Enid M. Fogel, retired associate dean of students at the University of Chicago Graduate School of Business, died Sunday, September 2, at the University of Chicago Medical Center. Mrs. Fogel, 84, was a resident of Chicago’s Hyde Park neighborhood. Her husband, Nobel Prize–winning economist Robert W. Fogel, credited her work as a researcher in helping him succeed in his career.
Robert Fogel is the Charles R. Walgreen Distinguished Service Professor of American Institutions at the Graduate School of Business. At the time of her death, Mrs. Fogel and her husband were writing two books: Simon Kuznets and the Empirical Tradition in Economics and The Transformation of Economics, 1914-1980: Interviews with Economists.
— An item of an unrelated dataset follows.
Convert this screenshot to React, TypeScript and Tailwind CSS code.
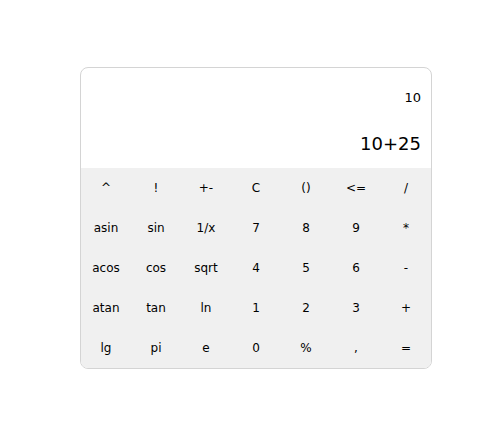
const keys = [
  "^", "!", "+-", "C", "()", "<=", "/",
  "asin", "sin", "1/x", "7", "8", "9", "*",
  "acos", "cos", "sqrt", "4", "5", "6", "-",
  "atan", "tan", "ln", "1", "2", "3", "+",
  "lg", "pi", "e", "0", "%", ",", "=",
];

function Calculator() {
  return (
    <div className="w-[352px] rounded-lg border border-[#d4d4d4] overflow-hidden bg-white">
      <div className="h-[100px] flex flex-col items-end pr-[10px] text-black">
        <div className="mt-[22px] text-[13px] leading-4">10</div>
        <div className="mt-[26px] text-[18px] leading-6">10+25</div>
      </div>
      <div className="grid grid-cols-7 bg-[#f0f0f0]">
        {keys.map((k) => (
          <button key={k} className="h-10 flex items-center justify-center text-[12px] text-black">
            {k}
          </button>
        ))}
      </div>
    </div>
  );
}

export default function App() {
  return (
    <div className="w-[497px] h-[432px] bg-white pt-[67px] pl-[80px]" style={{ fontFamily: '"DejaVu Sans", sans-serif' }}>
      <Calculator />
    </div>
  );
}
“Over the years, Enid has been both my most confident supporter and my keenest critic,” Robert Fogel wrote in his autobiography posted on the Nobel Prize web site. “No individual has done more to help me pursue a career in science than my wife. When I was an assistant professor, she combined care of the children with many hours of unpaid labor as a research assistant in library archives. She helped boost my self-confidence when my unorthodox findings provoked controversy and criticism, and she often provided insightful suggestions for the improvement of my lectures, papers, books, letters, and research proposals.”
Mrs. Fogel began her career as a university administrator at the University of Rochester in 1969, where she served as the first director of the school’s Educational Opportunity Program. In the early 1970s, she accepted a position as assistant director of admissions and financial aid in the College of the University of Chicago.
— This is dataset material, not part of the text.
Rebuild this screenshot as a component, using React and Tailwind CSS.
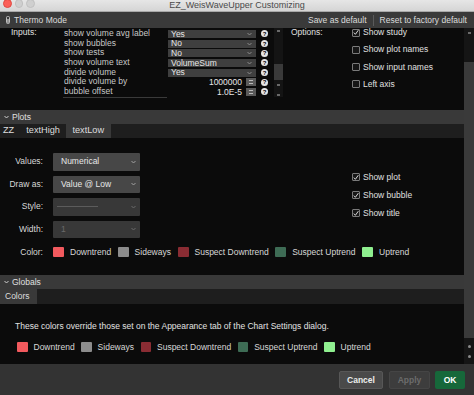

In 1975, the Fogels moved to Harvard, where Mrs. Fogel earned a masters degree in education and then became dean of students at Harvard’s summer school. She made many innovative additions to the summer curriculum, including the introduction of a course in theater arts, which has become nationally famous.
She was also assistant director of Harvard’s evening program, which awards bachelor of arts degrees. While at Harvard, Mrs. Fogel was also assistant director of the school’s program in continuing education.
In 1981, the Fogels moved back to Chicago, and Mrs. Fogel served from 1981 to 1988 as associate dean of students at the University of Chicago Graduate School of Business. She also was a docent at the Art Institute of Chicago, where she lectured to high school students on various collections at the institute.
During the 1990s, Mrs. Fogel and her husband traveled to Europe and Asia on behalf of the University of Chicago to help call attention to the new executive MBA program offered on those continents. Some of these appearances took place in China and were sponsored by the Chinese Academy of Sciences, the Chinese Economic Society, and leading universities.
Every year, Mrs. Fogel and her husband hosted a dinner for all minority students at the Graduate School of Business.
In addition to her husband, survivors include sons Michael and Steven; daughter-in-law Suzanne; grandchildren Lisa, Andrew, and Rachel; brother Ned Morgan; and sister Marjorie Henry. She was preceded in death by a sister, Ismay Flynn.
A private funeral will be held on Sunday, September 9. A memorial service will be scheduled for the fall. In lieu of flowers, the family encourages friends to make donations to the University of Chicago or a charity of their choosing. Letters of condolence should be sent care of: Center for Population Economics, The University of Chicago Graduate School of Business, 5807 South Woodlawn Avenue, Chicago, IL 60637.